Start Data to use

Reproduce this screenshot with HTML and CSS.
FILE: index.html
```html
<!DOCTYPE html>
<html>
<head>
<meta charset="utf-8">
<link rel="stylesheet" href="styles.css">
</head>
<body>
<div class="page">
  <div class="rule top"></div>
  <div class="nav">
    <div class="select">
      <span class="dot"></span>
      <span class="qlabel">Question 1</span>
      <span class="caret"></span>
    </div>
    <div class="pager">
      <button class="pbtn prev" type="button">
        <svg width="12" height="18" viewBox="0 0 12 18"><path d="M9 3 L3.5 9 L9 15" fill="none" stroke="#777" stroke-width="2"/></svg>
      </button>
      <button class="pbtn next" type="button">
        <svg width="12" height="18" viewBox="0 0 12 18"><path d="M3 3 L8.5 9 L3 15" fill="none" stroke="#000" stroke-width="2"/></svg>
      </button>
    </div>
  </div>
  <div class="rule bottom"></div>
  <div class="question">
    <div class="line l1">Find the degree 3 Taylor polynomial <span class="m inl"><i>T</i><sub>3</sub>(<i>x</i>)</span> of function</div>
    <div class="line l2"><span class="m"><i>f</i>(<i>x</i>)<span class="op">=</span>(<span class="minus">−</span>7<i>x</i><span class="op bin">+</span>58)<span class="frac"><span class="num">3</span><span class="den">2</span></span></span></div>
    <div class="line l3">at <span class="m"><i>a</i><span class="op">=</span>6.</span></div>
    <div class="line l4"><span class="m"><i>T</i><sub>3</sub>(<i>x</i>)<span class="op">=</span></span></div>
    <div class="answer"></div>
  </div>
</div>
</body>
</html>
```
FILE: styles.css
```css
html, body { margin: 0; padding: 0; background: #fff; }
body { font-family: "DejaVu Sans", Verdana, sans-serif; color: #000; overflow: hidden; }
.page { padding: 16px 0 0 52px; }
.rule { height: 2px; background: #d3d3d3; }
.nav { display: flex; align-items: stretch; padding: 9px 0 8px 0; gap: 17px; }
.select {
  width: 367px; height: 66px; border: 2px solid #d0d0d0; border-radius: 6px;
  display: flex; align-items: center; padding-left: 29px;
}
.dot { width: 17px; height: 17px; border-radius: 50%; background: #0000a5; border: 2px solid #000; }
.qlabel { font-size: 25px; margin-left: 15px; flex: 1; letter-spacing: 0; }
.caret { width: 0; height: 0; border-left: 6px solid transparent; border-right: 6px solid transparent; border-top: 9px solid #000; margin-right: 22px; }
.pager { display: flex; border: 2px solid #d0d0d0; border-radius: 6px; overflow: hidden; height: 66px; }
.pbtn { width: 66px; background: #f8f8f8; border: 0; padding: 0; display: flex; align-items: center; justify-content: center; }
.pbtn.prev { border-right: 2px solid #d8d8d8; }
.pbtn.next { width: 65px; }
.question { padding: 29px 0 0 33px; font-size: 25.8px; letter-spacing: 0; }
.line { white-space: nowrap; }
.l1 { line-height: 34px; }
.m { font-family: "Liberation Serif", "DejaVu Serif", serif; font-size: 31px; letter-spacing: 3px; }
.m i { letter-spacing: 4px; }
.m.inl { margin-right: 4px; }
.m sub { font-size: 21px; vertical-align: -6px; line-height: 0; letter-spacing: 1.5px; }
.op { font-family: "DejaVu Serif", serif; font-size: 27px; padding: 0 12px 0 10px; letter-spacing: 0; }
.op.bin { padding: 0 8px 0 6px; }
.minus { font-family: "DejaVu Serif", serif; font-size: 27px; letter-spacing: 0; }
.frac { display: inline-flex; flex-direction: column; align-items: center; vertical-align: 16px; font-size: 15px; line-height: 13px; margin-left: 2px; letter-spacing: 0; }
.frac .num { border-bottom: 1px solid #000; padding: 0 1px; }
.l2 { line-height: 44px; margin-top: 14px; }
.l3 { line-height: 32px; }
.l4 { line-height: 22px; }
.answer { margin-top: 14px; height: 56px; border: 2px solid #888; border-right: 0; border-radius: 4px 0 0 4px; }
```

End Data to use
Start Data to use

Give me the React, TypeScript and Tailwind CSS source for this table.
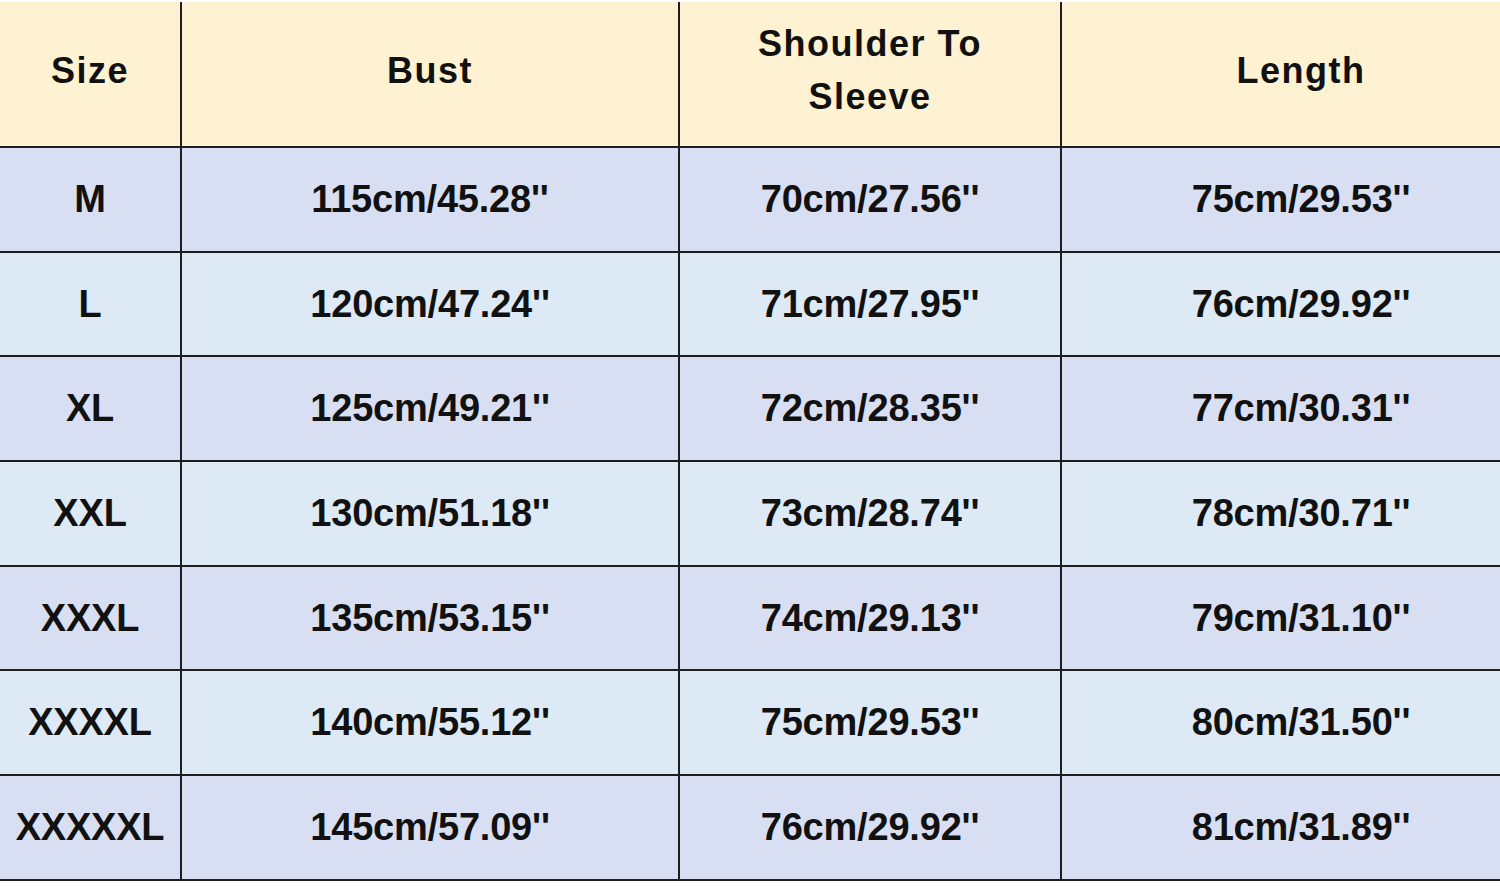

End Data to use

▸ **Problem details**
Return all lines containing "this".

▸ **Task response**
Reproduce this screenshot with HTML and CSS.
Give me the React, TypeScript and Tailwind CSS source for this table.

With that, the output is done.